» **Exercise requirements**:
Where does the string "page" appear? Copy every line of the entries below that holds it.

» **Rows**:
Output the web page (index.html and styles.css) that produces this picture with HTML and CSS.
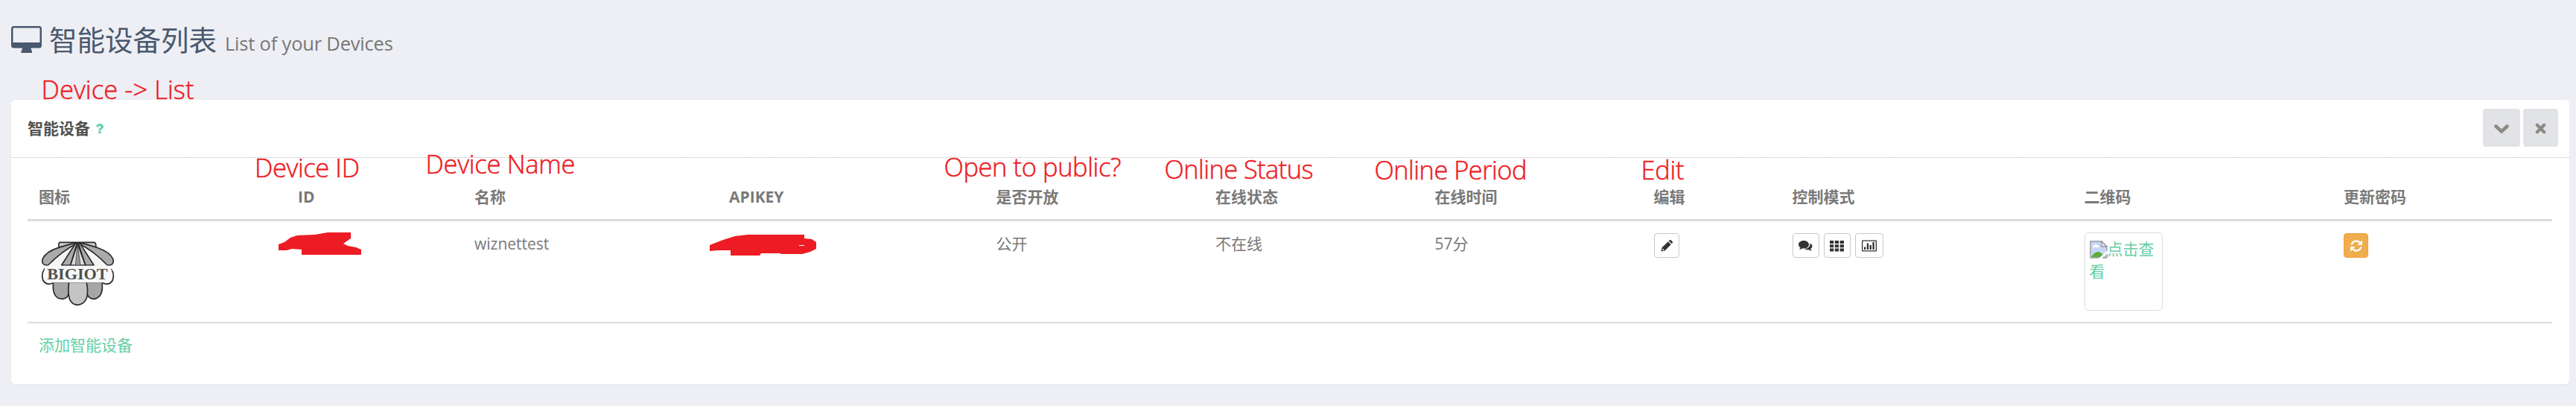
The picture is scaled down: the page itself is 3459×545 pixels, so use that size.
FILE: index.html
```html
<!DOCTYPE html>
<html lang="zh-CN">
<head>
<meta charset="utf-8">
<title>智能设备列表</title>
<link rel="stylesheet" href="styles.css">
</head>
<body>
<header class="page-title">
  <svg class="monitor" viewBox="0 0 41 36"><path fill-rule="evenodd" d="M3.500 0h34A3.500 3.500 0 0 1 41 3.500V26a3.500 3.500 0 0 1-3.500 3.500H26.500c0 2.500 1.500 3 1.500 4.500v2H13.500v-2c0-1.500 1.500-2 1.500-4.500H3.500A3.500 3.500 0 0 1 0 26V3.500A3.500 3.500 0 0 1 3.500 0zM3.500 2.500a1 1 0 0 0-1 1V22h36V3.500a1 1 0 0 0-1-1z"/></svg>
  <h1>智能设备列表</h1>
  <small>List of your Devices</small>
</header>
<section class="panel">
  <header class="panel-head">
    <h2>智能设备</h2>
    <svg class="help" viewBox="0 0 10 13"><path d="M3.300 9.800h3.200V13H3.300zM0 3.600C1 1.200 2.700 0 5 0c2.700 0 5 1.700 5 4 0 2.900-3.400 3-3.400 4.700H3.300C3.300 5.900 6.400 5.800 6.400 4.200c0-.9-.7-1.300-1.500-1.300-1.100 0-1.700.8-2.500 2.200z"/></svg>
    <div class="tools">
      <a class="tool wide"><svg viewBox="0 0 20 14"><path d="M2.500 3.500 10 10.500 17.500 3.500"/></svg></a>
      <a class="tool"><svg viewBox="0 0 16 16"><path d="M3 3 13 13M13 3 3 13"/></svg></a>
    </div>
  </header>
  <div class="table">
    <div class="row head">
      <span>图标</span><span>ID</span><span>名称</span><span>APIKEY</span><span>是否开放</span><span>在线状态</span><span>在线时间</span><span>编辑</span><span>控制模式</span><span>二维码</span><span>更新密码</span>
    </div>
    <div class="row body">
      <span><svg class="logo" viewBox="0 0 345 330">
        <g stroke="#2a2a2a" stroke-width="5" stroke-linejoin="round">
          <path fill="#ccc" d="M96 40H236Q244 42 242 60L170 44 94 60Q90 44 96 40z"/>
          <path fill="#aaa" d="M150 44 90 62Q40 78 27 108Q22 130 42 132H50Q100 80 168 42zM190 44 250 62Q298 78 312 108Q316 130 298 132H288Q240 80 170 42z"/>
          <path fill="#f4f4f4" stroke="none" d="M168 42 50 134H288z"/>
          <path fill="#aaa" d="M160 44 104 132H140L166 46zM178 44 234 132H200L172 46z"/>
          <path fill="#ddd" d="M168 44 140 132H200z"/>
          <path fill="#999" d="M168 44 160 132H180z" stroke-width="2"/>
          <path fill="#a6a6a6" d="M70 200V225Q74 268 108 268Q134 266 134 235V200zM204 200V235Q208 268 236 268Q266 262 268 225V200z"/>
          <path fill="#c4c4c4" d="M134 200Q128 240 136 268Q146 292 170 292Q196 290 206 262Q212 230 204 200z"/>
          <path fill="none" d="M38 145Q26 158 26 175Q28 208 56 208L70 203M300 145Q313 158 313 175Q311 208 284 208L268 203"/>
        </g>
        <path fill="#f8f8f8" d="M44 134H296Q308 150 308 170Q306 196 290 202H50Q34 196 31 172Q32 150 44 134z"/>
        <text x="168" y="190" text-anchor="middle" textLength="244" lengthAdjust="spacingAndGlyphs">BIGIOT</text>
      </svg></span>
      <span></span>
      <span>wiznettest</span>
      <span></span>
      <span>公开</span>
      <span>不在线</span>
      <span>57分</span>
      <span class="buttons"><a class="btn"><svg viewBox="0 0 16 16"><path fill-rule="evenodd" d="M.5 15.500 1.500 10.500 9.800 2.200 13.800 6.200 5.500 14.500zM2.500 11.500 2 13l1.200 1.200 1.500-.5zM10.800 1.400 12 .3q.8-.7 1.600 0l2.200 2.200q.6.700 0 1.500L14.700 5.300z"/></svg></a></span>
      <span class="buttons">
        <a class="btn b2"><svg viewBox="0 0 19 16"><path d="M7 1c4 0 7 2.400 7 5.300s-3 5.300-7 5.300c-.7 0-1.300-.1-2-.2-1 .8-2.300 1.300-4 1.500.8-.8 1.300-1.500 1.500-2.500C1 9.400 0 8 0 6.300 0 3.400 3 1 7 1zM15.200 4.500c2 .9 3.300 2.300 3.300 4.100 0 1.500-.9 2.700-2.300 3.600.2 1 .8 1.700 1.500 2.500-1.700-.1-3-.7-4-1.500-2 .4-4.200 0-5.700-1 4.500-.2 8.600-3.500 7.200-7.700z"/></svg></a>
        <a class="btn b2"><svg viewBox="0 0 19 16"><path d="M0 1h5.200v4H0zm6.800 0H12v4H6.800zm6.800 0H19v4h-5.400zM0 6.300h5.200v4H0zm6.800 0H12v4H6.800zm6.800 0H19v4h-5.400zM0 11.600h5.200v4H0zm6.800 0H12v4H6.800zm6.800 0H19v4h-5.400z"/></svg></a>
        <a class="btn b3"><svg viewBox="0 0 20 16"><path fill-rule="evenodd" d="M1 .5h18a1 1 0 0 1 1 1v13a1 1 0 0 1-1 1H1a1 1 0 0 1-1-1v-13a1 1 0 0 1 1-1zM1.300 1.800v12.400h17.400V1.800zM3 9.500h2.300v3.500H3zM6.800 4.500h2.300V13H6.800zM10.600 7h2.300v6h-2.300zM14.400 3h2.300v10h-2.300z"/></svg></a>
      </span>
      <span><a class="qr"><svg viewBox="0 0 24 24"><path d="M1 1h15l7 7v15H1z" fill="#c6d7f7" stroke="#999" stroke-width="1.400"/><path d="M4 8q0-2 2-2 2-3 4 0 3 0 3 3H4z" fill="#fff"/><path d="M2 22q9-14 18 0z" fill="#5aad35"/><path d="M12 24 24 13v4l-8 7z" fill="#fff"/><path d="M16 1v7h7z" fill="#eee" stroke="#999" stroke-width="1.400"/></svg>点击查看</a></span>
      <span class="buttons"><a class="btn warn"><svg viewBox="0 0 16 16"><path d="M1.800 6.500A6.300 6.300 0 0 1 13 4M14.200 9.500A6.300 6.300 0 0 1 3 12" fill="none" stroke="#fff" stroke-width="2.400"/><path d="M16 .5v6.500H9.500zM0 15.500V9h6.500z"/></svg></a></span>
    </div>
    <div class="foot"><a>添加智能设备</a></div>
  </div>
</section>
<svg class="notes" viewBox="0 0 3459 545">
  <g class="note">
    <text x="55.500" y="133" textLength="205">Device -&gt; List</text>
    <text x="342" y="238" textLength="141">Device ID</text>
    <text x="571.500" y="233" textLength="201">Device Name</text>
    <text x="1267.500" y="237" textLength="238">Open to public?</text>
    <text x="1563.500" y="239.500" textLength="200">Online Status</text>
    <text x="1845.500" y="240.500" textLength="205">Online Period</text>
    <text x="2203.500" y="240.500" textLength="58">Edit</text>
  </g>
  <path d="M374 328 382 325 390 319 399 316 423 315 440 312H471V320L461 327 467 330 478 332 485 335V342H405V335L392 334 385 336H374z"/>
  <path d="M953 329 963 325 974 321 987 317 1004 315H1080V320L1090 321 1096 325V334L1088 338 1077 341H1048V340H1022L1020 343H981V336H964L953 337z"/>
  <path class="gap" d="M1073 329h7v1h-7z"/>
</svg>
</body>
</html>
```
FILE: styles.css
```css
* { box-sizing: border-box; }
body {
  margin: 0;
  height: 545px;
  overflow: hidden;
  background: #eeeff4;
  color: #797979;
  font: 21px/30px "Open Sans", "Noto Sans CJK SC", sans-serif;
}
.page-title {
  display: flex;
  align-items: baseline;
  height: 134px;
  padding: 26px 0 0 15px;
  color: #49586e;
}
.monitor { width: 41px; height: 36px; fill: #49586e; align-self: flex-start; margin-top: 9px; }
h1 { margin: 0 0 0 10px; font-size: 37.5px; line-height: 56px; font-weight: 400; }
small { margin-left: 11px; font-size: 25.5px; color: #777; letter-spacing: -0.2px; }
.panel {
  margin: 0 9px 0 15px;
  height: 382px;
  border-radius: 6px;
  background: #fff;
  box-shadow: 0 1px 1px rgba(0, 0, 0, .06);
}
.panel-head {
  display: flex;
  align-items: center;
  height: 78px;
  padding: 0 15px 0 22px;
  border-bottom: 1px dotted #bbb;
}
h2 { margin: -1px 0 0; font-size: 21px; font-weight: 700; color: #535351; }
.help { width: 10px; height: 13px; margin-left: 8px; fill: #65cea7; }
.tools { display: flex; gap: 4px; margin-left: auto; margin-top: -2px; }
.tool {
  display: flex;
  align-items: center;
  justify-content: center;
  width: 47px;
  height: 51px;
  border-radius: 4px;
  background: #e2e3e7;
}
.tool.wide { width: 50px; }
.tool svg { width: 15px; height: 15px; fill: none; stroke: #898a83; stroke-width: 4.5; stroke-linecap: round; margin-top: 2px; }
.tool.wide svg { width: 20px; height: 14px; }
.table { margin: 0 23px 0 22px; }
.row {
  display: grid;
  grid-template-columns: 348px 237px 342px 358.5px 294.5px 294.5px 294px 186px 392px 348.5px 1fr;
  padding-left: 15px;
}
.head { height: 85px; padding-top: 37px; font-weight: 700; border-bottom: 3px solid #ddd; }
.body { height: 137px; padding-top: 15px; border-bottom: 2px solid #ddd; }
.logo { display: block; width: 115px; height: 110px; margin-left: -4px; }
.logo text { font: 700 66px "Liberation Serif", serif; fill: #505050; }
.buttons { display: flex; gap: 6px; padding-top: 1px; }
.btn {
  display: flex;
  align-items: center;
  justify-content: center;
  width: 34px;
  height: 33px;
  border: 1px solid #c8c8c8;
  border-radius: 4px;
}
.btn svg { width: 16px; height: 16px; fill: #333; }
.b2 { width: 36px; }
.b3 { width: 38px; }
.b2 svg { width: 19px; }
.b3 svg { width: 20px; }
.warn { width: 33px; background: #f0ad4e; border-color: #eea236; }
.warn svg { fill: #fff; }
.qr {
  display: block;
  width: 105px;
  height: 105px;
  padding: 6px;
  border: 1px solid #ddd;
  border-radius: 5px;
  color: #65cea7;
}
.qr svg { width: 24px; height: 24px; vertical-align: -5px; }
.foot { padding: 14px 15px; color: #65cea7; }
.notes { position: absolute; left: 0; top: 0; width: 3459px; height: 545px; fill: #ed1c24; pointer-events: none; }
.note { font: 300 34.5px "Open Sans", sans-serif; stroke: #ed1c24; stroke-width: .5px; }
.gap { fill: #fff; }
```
==
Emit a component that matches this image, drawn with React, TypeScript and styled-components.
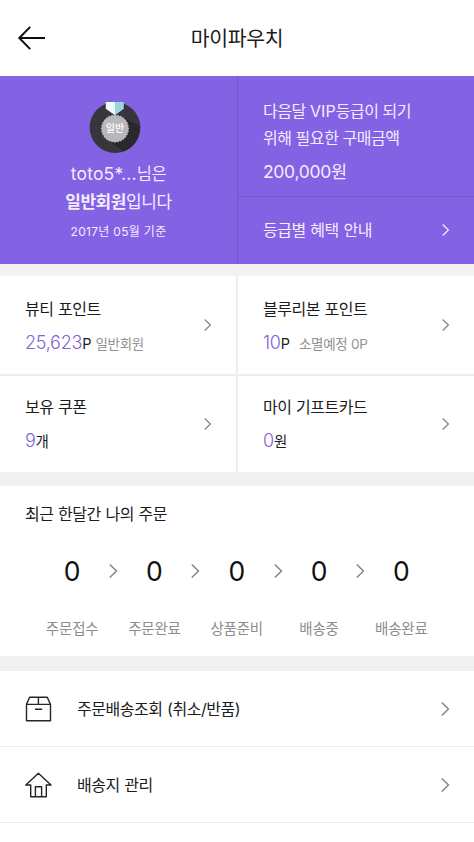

» **Exercise answer**:
Output the web page (index.html and styles.css) that produces this picture with HTML and CSS.
The picture is scaled down: the page itself is 3459×545 pixels, so use that size.
<header class="page-title">
.page-title {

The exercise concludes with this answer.